The play takes its sweet time to arrive at that final crucial encounter, but when it does, it’s worth it. By then we’ve seen, in Shannon and Wilson’s beautifully layered, deeply poignant performances, just why letting go is so hard. In Shannon’s magnetic Jim, we sometimes glimpse the charm and wit that might have dazzled Broadway, were he not consumed by guilt and shame. He’s as unpredictable as a cat, still and suave one moment, stumbling and self-pitying the next.

Wilson, meanwhile, is exquisitely precise, her character hiding behind the rough persona she has constructed, prickly as a cactus. She stomps about the farm, brandishing a cudgel, but in moments alone her face crumples and softens, her body sagging with exhaustion, revealing the cost of keeping up the fight. The great sadness is that she believes she’s unlovable, though both Jim and her father are devoted to her. The way she cradles the sleeping Jim speaks volumes about the longing and loss that scars them both.

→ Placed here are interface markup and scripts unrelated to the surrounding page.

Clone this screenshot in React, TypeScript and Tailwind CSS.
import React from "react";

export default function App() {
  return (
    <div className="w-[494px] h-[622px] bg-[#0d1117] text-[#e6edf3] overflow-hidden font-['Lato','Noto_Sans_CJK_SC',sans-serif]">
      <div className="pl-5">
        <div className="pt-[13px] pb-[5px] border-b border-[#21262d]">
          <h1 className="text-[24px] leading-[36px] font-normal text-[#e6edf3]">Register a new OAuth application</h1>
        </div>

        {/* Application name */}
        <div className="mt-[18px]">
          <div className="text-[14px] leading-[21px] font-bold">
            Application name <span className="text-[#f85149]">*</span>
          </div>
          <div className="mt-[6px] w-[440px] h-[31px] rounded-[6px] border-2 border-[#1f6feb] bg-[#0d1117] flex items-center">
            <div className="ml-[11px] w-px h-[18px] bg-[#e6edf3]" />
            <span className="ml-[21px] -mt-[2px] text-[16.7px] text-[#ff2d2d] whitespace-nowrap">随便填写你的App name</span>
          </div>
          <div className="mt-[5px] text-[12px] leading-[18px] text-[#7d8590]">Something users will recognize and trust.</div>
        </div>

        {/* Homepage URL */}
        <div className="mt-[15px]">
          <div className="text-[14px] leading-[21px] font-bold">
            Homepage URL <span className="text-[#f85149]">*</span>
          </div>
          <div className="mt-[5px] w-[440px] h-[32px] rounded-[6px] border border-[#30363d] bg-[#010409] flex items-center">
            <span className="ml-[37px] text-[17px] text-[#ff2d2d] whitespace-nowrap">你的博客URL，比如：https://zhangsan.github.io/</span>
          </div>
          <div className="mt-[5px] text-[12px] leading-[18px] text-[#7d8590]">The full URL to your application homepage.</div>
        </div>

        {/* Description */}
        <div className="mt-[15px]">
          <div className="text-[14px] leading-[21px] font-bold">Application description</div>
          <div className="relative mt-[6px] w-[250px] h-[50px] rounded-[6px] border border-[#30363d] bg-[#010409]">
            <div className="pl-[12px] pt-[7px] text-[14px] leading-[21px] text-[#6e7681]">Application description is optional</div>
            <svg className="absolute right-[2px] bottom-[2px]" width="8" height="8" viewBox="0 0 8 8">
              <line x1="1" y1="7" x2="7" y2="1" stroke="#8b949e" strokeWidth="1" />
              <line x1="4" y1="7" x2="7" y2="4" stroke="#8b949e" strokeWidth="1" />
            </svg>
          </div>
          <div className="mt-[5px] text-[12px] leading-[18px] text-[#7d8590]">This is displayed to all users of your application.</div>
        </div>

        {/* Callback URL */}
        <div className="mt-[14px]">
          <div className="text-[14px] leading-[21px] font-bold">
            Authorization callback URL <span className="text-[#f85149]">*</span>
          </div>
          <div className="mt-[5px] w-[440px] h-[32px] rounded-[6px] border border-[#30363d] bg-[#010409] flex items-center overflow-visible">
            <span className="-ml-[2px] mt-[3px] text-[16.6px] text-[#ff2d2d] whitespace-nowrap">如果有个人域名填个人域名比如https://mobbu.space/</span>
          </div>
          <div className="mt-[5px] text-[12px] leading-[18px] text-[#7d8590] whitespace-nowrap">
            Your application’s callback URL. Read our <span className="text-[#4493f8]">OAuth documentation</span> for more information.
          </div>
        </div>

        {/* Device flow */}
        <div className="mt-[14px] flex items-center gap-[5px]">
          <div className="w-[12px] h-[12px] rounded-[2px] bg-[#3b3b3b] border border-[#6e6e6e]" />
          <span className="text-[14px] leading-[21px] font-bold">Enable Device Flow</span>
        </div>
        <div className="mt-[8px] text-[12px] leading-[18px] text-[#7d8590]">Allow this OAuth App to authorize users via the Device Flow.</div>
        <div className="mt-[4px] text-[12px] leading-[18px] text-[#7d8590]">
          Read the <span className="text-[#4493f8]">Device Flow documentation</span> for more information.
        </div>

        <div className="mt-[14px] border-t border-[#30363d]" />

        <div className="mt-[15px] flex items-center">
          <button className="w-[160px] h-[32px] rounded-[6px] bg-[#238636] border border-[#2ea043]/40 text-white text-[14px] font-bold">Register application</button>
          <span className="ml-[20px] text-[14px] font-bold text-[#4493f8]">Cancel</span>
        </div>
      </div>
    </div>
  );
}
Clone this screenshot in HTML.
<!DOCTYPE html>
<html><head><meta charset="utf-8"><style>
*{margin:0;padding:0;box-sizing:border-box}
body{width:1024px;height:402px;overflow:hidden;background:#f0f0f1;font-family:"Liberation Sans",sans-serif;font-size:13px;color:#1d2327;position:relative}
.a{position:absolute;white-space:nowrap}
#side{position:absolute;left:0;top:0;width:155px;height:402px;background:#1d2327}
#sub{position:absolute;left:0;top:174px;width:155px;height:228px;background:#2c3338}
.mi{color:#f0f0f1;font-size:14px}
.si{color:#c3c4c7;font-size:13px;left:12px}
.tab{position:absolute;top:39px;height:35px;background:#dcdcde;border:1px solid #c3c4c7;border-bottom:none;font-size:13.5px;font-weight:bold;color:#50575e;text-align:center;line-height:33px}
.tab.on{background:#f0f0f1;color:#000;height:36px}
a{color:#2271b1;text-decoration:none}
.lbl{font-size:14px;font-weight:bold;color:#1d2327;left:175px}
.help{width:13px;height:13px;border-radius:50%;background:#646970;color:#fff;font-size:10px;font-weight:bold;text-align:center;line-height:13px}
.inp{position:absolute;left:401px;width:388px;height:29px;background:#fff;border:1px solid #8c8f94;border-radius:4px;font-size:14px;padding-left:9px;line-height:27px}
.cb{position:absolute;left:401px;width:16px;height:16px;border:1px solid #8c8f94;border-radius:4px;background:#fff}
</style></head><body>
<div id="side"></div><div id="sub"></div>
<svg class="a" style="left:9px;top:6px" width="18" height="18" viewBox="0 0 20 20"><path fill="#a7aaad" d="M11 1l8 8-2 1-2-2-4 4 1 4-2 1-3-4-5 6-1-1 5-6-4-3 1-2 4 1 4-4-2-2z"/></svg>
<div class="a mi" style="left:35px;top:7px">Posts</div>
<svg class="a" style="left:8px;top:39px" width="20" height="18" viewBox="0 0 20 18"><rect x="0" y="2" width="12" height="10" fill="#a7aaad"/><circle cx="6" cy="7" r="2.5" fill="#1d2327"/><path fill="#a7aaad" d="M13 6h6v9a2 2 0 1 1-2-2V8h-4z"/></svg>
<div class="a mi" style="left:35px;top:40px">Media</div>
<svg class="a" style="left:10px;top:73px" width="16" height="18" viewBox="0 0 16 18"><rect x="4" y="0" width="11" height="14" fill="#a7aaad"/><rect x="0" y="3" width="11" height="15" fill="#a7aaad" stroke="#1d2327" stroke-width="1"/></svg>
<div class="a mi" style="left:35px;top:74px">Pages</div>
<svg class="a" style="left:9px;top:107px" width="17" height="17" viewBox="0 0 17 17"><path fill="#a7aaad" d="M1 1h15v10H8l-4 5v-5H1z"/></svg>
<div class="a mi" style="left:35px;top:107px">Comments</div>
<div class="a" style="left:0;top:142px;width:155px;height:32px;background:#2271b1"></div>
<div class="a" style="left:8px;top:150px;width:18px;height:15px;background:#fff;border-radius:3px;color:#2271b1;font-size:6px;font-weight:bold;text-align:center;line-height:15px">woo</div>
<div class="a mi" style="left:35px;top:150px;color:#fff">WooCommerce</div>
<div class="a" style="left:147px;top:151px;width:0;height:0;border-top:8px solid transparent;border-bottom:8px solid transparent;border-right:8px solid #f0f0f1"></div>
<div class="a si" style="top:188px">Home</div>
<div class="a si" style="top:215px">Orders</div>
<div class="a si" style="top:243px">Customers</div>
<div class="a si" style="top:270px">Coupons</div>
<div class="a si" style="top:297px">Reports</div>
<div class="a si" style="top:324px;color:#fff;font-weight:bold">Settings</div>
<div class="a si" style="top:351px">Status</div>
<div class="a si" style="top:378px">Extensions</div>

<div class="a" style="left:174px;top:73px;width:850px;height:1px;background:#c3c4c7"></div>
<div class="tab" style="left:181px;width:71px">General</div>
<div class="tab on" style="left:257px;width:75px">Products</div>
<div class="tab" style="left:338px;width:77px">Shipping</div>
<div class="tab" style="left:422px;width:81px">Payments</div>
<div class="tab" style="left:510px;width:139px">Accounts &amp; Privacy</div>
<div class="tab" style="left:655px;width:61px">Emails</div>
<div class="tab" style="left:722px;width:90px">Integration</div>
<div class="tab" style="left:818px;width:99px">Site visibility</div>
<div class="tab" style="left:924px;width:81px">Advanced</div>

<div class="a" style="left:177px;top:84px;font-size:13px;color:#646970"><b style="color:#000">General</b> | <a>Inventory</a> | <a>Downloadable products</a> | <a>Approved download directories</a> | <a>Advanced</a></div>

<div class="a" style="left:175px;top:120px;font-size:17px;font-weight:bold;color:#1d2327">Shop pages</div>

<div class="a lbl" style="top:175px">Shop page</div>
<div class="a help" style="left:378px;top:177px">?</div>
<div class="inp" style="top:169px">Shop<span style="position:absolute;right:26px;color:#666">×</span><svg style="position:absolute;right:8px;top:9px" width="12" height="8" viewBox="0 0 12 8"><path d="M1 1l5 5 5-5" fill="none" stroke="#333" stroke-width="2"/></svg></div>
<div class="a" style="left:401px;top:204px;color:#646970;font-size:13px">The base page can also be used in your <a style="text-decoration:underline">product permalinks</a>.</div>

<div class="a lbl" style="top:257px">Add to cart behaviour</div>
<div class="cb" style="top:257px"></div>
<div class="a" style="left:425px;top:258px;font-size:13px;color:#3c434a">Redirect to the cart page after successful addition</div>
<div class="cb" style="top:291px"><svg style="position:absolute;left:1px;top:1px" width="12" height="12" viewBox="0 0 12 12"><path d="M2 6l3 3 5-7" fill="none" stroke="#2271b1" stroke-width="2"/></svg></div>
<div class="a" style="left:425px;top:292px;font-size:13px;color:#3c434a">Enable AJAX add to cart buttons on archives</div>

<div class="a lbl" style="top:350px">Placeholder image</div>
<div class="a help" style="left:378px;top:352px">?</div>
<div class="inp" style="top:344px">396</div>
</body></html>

Tom Scutt’s set casts them adrift in a chaotic timber yard, where the long ladders reaching towards the sky seem to mock their stunted hopes, while Jack Knowles’ lighting sends the Moon tracking around them like a searchlight. It’s a tougher watch than Frecknall’s gorgeously poetic productions of Tennessee Williams’s Streetcar and Summer and Smoke — it’s a very different play — but it shares with them a compassionate understanding of human frailty.